Замужние дамы шепотком передавали друг другу верные будуарные средства, способные легко переменить волю Господа на нужный лад. Князь сам прекрасно управлялся с этими таинствами – и Борятинская была ему за это искренне благодарна. Они были счастливы вместе и вместе, рука об руку, готовились вступить в покойную, достойную, долгую, как золотая осень, старость. Поздняя беременность перечеркивала всё – и разом. Она была непростительна, словно публичная оплошность. Светской женщине после сорока лет надлежало заниматься благотворительностью, а не любовью. При этом порядочный мужчина в любых годах мог позволить себе иметь любое количество детей – как законных, так и нет.
Sic.
Борятинская разрушила этот стройный и понятный мир. Сама разрушила.
Если бы не Мейзель, она бы определенно наложила на себя руки. Или рехнулась. Но он был рядом – приезжал ежедневно, утром и вечером, точный, круглый, крепкий. Иногда оставался обедать – нехотя, словно это он оказывал милость, а не ему. Вообще, неучтив был невероятно: перебивал, распоряжался, мог за столом завести бурный разговор о детских поносах – князь терпел, сколько мог, потом, швырнув салфетку, выходил, прыгающими руками искал по карманам папиросы. Но Надежда Александровна ничего не замечала – кроме того, что Мейзель, один-единственный, с веселым любопытством ждал ее невидимого пока ребенка, которому никто в целом свете не радовался.
Даже поначалу она сама.
Но прошли первые три месяца и еще один. И стало легче. В Петербург – по понятным причинам – решено было не возвращаться, и княгиня впервые в жизни, день за днем, прожила в деревне великолепную русскую осень – воронежскую, яркую, расписную. Тошнота незаметными усилиями Мейзеля совсем прошла, и Надежда Александровна, словно следуя властным правилам своего сада, начала наливаться сытой сонной спелостью. Она теперь отменно кушала и ежедневно целыми часами гуляла, запахивая на круглеющем животе красную, всю в золотых цветах, душегрею, подбитую зайчиками. Душегрею привез Мейзель, он же расхвалил портниху – мещаночку Арбузову (по-здешнему – Арбузиху), большую рукодельницу, так что Надежда Александровна, к которой вместе с аппетитом вернулась и любовь к прекрасному, уже продумывала себе новые наряды – сплошь в народном духе. Местные бабы одевались под стать осени – радостно, ярко. Планировалась и детская – непременно в первом этаже, огромная, вся в тафте и шелку, и дальнейшая перестройка дома да и всей усадьбы. Мейзель посмеивался, кивал, подбирал из спутанной травы то тяжелое яблоко, то облепленную муравьями лопнувшую грушу. Надкусывал громко, вкусно. Протягивал Борятинской – так же просто, как мать младенцу, и она так же просто брала, впивалась зубами, смешивая сок, мякоть, свою и чужую слюну. Это было больше, чем поцелуй, это была настоящая близость, та, что непоправимей любой измены, но они не думали об этом.

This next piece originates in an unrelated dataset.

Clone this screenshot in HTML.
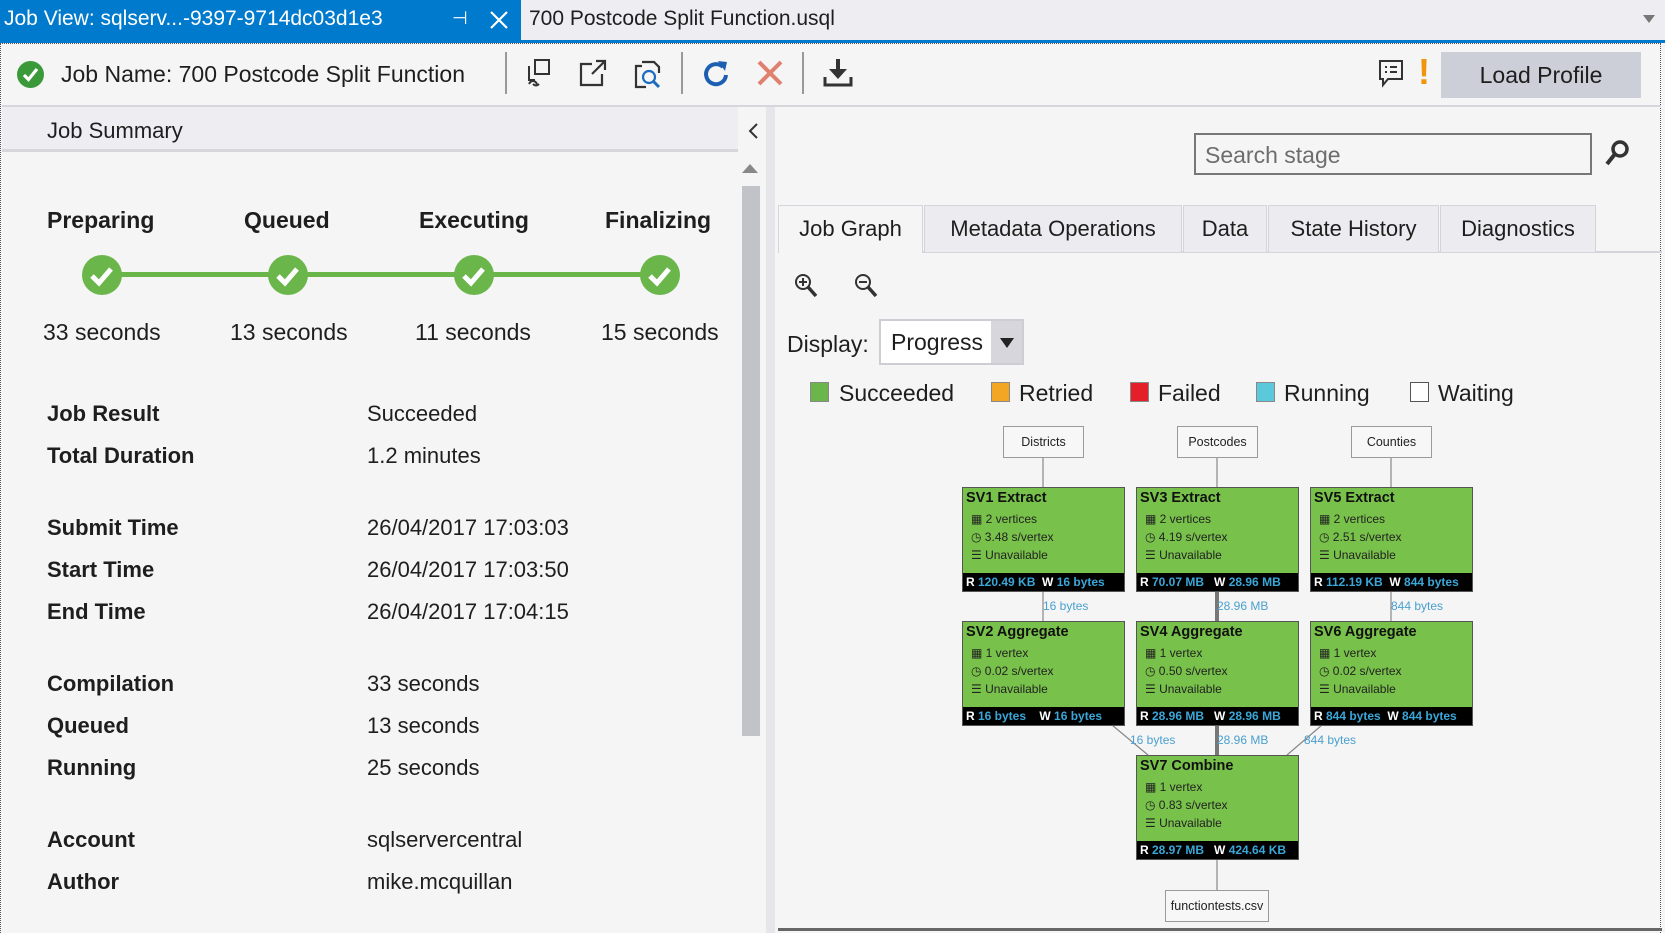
<!DOCTYPE html>
<html><head><meta charset="utf-8">
<style>
*{margin:0;padding:0;box-sizing:border-box}
body{width:1665px;height:933px;overflow:hidden;background:#f5f5f5;font-family:"Liberation Sans",sans-serif;color:#1e1e1e;position:relative}
.a{position:absolute;white-space:nowrap}
.lbl{font-weight:bold;font-size:22px}
.val{font-size:22px}
.st{position:absolute;width:163px;height:105px;background:#78c14a;border:1px solid #555}
.st .t{position:absolute;left:3px;top:2px;font-weight:bold;font-size:14.5px;color:#111}
.st .l{position:absolute;left:8px;font-size:12px;color:#222}
.st .f{position:absolute;left:0;right:0;bottom:0;height:18px;background:#000;color:#fff;font-size:12px;font-weight:bold;line-height:18px;padding-left:3px}
.st .f b{color:#3aa7d8}
.in{position:absolute;height:32px;border:1px solid #9a9a9a;background:#f7f7f7;font-size:12.5px;text-align:center;line-height:30px;color:#222}
.el{position:absolute;font-size:12px;color:#4aa0cf}
.tab{position:absolute;top:205px;height:47px;background:#ececf0;border:1px solid #d4d4da;border-bottom:none;font-size:22px;line-height:46px;text-align:center}
</style></head><body>
<!-- top tab bar -->
<div class="a" style="left:0;top:0;width:1665px;height:41px;background:#eeeef2"></div>
<div class="a" style="left:0;top:0;width:521px;height:41px;background:#007acc"></div>
<div class="a" style="left:4px;top:7px;font-size:21px;color:#fff">Job View: sqlserv...-9397-9714dc03d1e3</div>
<div class="a" style="left:452px;top:8px;font-size:18px;color:#fff">⊣</div>
<svg class="a" style="left:489px;top:10px" width="20" height="20"><path d="M2 2L18 18M18 2L2 18" stroke="#fff" stroke-width="2.2"/></svg>
<div class="a" style="left:529px;top:7px;font-size:21px;color:#1e1e1e">700 Postcode Split Function.usql</div>
<svg class="a" style="left:1643px;top:15px" width="12" height="8"><path d="M0 0H12L6 8Z" fill="#777"/></svg>
<div class="a" style="left:0;top:40px;width:1665px;height:3px;background:#007acc"></div>
<div class="a" style="left:0;top:43px;width:1661px;height:890px;border:1px dotted #555;border-bottom:none"></div>
<!-- toolbar -->
<svg class="a" style="left:16px;top:60px" width="29" height="29"><circle cx="14.5" cy="14.5" r="13.5" fill="#3a9a3a"/><path d="M8 15l4.5 4.5L21 9" stroke="#fff" stroke-width="3.2" fill="none"/></svg>
<div class="a" style="left:61px;top:61px;font-size:23px">Job Name: 700 Postcode Split Function</div>
<div class="a" style="left:505px;top:52px;width:2px;height:42px;background:#999"></div>
<div class="a" style="left:681px;top:52px;width:2px;height:42px;background:#999"></div>
<div class="a" style="left:802px;top:52px;width:2px;height:42px;background:#999"></div>
<svg class="a" style="left:525px;top:58px" width="30" height="30" fill="none" stroke="#333" stroke-width="2"><rect x="10" y="2" width="14" height="14"/><path d="M4 8v14h6"/><path d="M4 26c2-4 6-4 8 0M8 26c2 2 4 2 6 0"/></svg>
<svg class="a" style="left:578px;top:58px" width="30" height="30" fill="none" stroke="#333" stroke-width="2.2"><path d="M14 6H3v21h21V16"/><path d="M14 16L27 3M18 3h9v9"/></svg>
<svg class="a" style="left:633px;top:58px" width="32" height="32" fill="none" stroke-width="2.2"><path d="M9 8H3v21h10" stroke="#333"/><path d="M9 4h12l5 5v6" stroke="#333"/><circle cx="16" cy="19" r="6" stroke="#1c6bc0"/><path d="M20 23l6 6" stroke="#1c6bc0" stroke-width="3"/></svg>
<svg class="a" style="left:702px;top:58px" width="30" height="30" fill="none"><path d="M21 9a10 10 0 1 0 3 8" stroke="#1c5fb0" stroke-width="4"/><path d="M16 3l9 1-2 9z" fill="#1c5fb0"/></svg>
<svg class="a" style="left:756px;top:59px" width="28" height="28"><path d="M3 3L25 25M25 3L3 25" stroke="#e0806f" stroke-width="4"/></svg>
<svg class="a" style="left:823px;top:57px" width="30" height="30"><path d="M15 2v17" stroke="#333" stroke-width="4"/><path d="M6 12l9 10 9-10z" fill="#333"/><path d="M2 20v8h26v-8" stroke="#333" stroke-width="3" fill="none"/></svg>
<svg class="a" style="left:1376px;top:58px" width="30" height="32" fill="none" stroke="#333" stroke-width="2"><path d="M4 3h22v18H12l-5 6v-6H4z"/><path d="M9 9h2M14 9h7M9 14h2M14 14h7"/></svg>
<div class="a" style="left:1418px;top:51px;font-size:36px;font-weight:bold;color:#f0960a">!</div>
<div class="a" style="left:1441px;top:52px;width:200px;height:46px;background:#ccced8;font-size:23px;text-align:center;line-height:46px">Load Profile</div>
<div class="a" style="left:2px;top:105px;width:1659px;height:2px;background:#d6d6dc"></div>
<!-- left panel -->
<div class="a" style="left:2px;top:107px;width:736px;height:45px;background:#eeeef2;border-bottom:3px solid #d6d6dc"></div>
<div class="a" style="left:47px;top:118px;font-size:22px">Job Summary</div>
<svg class="a" style="left:747px;top:122px" width="12" height="18"><path d="M10 2L3 9l7 7" stroke="#333" stroke-width="2" fill="none"/></svg>
<svg class="a" style="left:742px;top:163px" width="16" height="10"><path d="M0 10L8 1l8 9z" fill="#888"/></svg>
<div class="a" style="left:742px;top:186px;width:18px;height:550px;background:#c2c3c9"></div>
<div class="a" style="left:766px;top:107px;width:9px;height:826px;background:#e6e6ea"></div>
<!-- stages -->
<div class="a" style="left:102px;top:272px;width:557px;height:5px;background:#6ab64a"></div>
<svg class="a" style="left:0;top:0;overflow:visible" width="1" height="1">
<g fill="#6ab64a"><circle cx="102" cy="275" r="20"/><circle cx="288" cy="275" r="20"/><circle cx="474" cy="275" r="20"/><circle cx="660" cy="275" r="20"/></g>
<g stroke="#fff" stroke-width="5" fill="none"><path d="M92 276l7 7 12-14"/><path d="M278 276l7 7 12-14"/><path d="M464 276l7 7 12-14"/><path d="M650 276l7 7 12-14"/></g>
</svg>
<div class="a lbl" style="left:47px;top:207px;font-size:23px">Preparing</div>
<div class="a lbl" style="left:244px;top:207px;font-size:23px">Queued</div>
<div class="a lbl" style="left:419px;top:207px;font-size:23px">Executing</div>
<div class="a lbl" style="left:605px;top:207px;font-size:23px">Finalizing</div>
<div class="a val" style="left:43px;top:319px;font-size:23px">33 seconds</div>
<div class="a val" style="left:230px;top:319px;font-size:23px">13 seconds</div>
<div class="a val" style="left:415px;top:319px;font-size:23px">11 seconds</div>
<div class="a val" style="left:601px;top:319px;font-size:23px">15 seconds</div>
<div class="a lbl" style="left:47px;top:401px">Job Result</div><div class="a val" style="left:367px;top:401px">Succeeded</div>
<div class="a lbl" style="left:47px;top:443px">Total Duration</div><div class="a val" style="left:367px;top:443px">1.2 minutes</div>
<div class="a lbl" style="left:47px;top:515px">Submit Time</div><div class="a val" style="left:367px;top:515px">26/04/2017 17:03:03</div>
<div class="a lbl" style="left:47px;top:557px">Start Time</div><div class="a val" style="left:367px;top:557px">26/04/2017 17:03:50</div>
<div class="a lbl" style="left:47px;top:599px">End Time</div><div class="a val" style="left:367px;top:599px">26/04/2017 17:04:15</div>
<div class="a lbl" style="left:47px;top:671px">Compilation</div><div class="a val" style="left:367px;top:671px">33 seconds</div>
<div class="a lbl" style="left:47px;top:713px">Queued</div><div class="a val" style="left:367px;top:713px">13 seconds</div>
<div class="a lbl" style="left:47px;top:755px">Running</div><div class="a val" style="left:367px;top:755px">25 seconds</div>
<div class="a lbl" style="left:47px;top:827px">Account</div><div class="a val" style="left:367px;top:827px">sqlservercentral</div>
<div class="a lbl" style="left:47px;top:869px">Author</div><div class="a val" style="left:367px;top:869px">mike.mcquillan</div>
<!-- right panel -->
<div class="a" style="left:1194px;top:133px;width:398px;height:42px;border:2px solid #777;background:#f5f5f5"></div>
<div class="a" style="left:1205px;top:142px;font-size:23px;color:#6d6d6d">Search stage</div>
<svg class="a" style="left:1604px;top:139px" width="26" height="28"><circle cx="16" cy="10" r="7" stroke="#333" stroke-width="3.5" fill="none"/><path d="M11 15L3 25" stroke="#333" stroke-width="4"/></svg>
<div class="a" style="left:778px;top:251px;width:884px;height:2px;background:#d4d4da"></div>
<div class="tab" style="left:778px;width:145px;background:#f5f5f5;height:48px">Job Graph</div>
<div class="tab" style="left:924px;width:258px">Metadata Operations</div>
<div class="tab" style="left:1183px;width:84px">Data</div>
<div class="tab" style="left:1268px;width:171px">State History</div>
<div class="tab" style="left:1440px;width:156px">Diagnostics</div>
<svg class="a" style="left:793px;top:272px" width="30" height="30" fill="none" stroke="#333" stroke-width="2"><circle cx="10" cy="10" r="7"/><path d="M10 6v8M6 10h8"/><path d="M15 15l8 9" stroke-width="3.5"/></svg>
<svg class="a" style="left:853px;top:272px" width="30" height="30" fill="none" stroke="#333" stroke-width="2"><circle cx="10" cy="10" r="7"/><path d="M6 10h8"/><path d="M15 15l8 9" stroke-width="3.5"/></svg>
<div class="a" style="left:787px;top:331px;font-size:23px">Display:</div>
<div class="a" style="left:879px;top:319px;width:145px;height:46px;border:2px solid #cdcdd3;background:#fff"></div>
<div class="a" style="left:991px;top:321px;width:31px;height:42px;background:#d6d6dc"></div>
<svg class="a" style="left:1000px;top:338px" width="14" height="10"><path d="M0 0H14L7 10z" fill="#222"/></svg>
<div class="a" style="left:891px;top:329px;font-size:23px">Progress</div>
<div class="a" style="left:810px;top:382px;width:19px;height:20px;background:#6ab64a;border:1px solid #888"></div>
<div class="a" style="left:839px;top:380px;font-size:23px">Succeeded</div>
<div class="a" style="left:991px;top:382px;width:19px;height:20px;background:#f2a623;border:1px solid #888"></div>
<div class="a" style="left:1019px;top:380px;font-size:23px">Retried</div>
<div class="a" style="left:1130px;top:382px;width:19px;height:20px;background:#e3202a;border:1px solid #888"></div>
<div class="a" style="left:1158px;top:380px;font-size:23px">Failed</div>
<div class="a" style="left:1256px;top:382px;width:19px;height:20px;background:#5bc8dc;border:1px solid #888"></div>
<div class="a" style="left:1284px;top:380px;font-size:23px">Running</div>
<div class="a" style="left:1410px;top:382px;width:19px;height:20px;background:#fff;border:1px solid #555"></div>
<div class="a" style="left:1438px;top:380px;font-size:23px">Waiting</div>
<!-- graph edges -->
<svg class="a" style="left:0;top:0;overflow:visible" width="1" height="1" stroke="#888" stroke-width="1.2">
<path d="M1043 458V487M1217 458V487M1391 458V487M1043 592V621M1391 592V621M1217 859V890"/>
<path d="M1217 592V621M1217 725V755" stroke="#777" stroke-width="4"/>
<path d="M1112 725L1148 755M1322 725L1287 755"/>
</svg>
<div class="el" style="left:1043px;top:599px">16 bytes</div>
<div class="el" style="left:1217px;top:599px">28.96 MB</div>
<div class="el" style="left:1391px;top:599px">844 bytes</div>
<div class="el" style="left:1130px;top:733px">16 bytes</div>
<div class="el" style="left:1217px;top:733px">28.96 MB</div>
<div class="el" style="left:1304px;top:733px">844 bytes</div>
<div class="in" style="left:1003px;top:426px;width:81px">Districts</div>
<div class="in" style="left:1177px;top:426px;width:81px">Postcodes</div>
<div class="in" style="left:1351px;top:426px;width:81px">Counties</div>
<div class="in" style="left:1165px;top:890px;width:104px">functiontests.csv</div>
<div class="a" style="left:778px;top:928px;width:884px;height:3px;background:#666"></div>

<div class="st" style="left:962px;top:487px"><div class="t">SV1 Extract</div><div class="l" style="top:24px">▦ 2 vertices</div><div class="l" style="top:42px">◷ 3.48 s/vertex</div><div class="l" style="top:60px">☰ Unavailable</div><div class="f">R <b>120.49 KB</b> &nbsp;W <b>16 bytes</b></div></div>
<div class="st" style="left:1136px;top:487px"><div class="t">SV3 Extract</div><div class="l" style="top:24px">▦ 2 vertices</div><div class="l" style="top:42px">◷ 4.19 s/vertex</div><div class="l" style="top:60px">☰ Unavailable</div><div class="f">R <b>70.07 MB</b> &nbsp;&nbsp;W <b>28.96 MB</b></div></div>
<div class="st" style="left:1310px;top:487px"><div class="t">SV5 Extract</div><div class="l" style="top:24px">▦ 2 vertices</div><div class="l" style="top:42px">◷ 2.51 s/vertex</div><div class="l" style="top:60px">☰ Unavailable</div><div class="f">R <b>112.19 KB</b> &nbsp;W <b>844 bytes</b></div></div>
<div class="st" style="left:962px;top:621px"><div class="t">SV2 Aggregate</div><div class="l" style="top:24px">▦ 1 vertex</div><div class="l" style="top:42px">◷ 0.02 s/vertex</div><div class="l" style="top:60px">☰ Unavailable</div><div class="f">R <b>16 bytes</b> &nbsp;&nbsp;&nbsp;W <b>16 bytes</b></div></div>
<div class="st" style="left:1136px;top:621px"><div class="t">SV4 Aggregate</div><div class="l" style="top:24px">▦ 1 vertex</div><div class="l" style="top:42px">◷ 0.50 s/vertex</div><div class="l" style="top:60px">☰ Unavailable</div><div class="f">R <b>28.96 MB</b> &nbsp;&nbsp;W <b>28.96 MB</b></div></div>
<div class="st" style="left:1310px;top:621px"><div class="t">SV6 Aggregate</div><div class="l" style="top:24px">▦ 1 vertex</div><div class="l" style="top:42px">◷ 0.02 s/vertex</div><div class="l" style="top:60px">☰ Unavailable</div><div class="f">R <b>844 bytes</b> &nbsp;W <b>844 bytes</b></div></div>
<div class="st" style="left:1136px;top:755px"><div class="t">SV7 Combine</div><div class="l" style="top:24px">▦ 1 vertex</div><div class="l" style="top:42px">◷ 0.83 s/vertex</div><div class="l" style="top:60px">☰ Unavailable</div><div class="f">R <b>28.97 MB</b> &nbsp;&nbsp;W <b>424.64 KB</b></div></div>
</body></html>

Они просто ждали ребенка. Оба.
А можно мне тёрну?
Будущей матери, княгиня, можно всё. У меня пациентки на сносях, бывало, мелу наедятся или, страшно сказать, тухлой селедки. Одной купчихе, не поверите, осетра целикового в тепле подвешивали, пока хвост не отвалится. Собаки – и те от вони сбегали, не могли. А она уминала, только нахваливала. Такого богатыря родила – я думал, в руках не удержу. Фунтов одиннадцать, не меньше. Так что если только пожелаете…
Надежда Александровна отмахивалась в веселом ужасе и губами собирала с ладони чуть подвяленный близкой зимой терпкий терн. По утрам и вечерам уже подмораживало, но днем все сияло, плавилось, пекло, ослепительно-горький воздух был весь заштрихован летящими паутинками, и небо было громадное, густо-синее, радостное. Никогда она не видела в Петербурге такого неба. Надежда Александровна запрокидывала голову, смеялась, жмурилась, пыталась по голосам пересчитать невидимых осенних журавлей, но сбивалась и смеялась снова.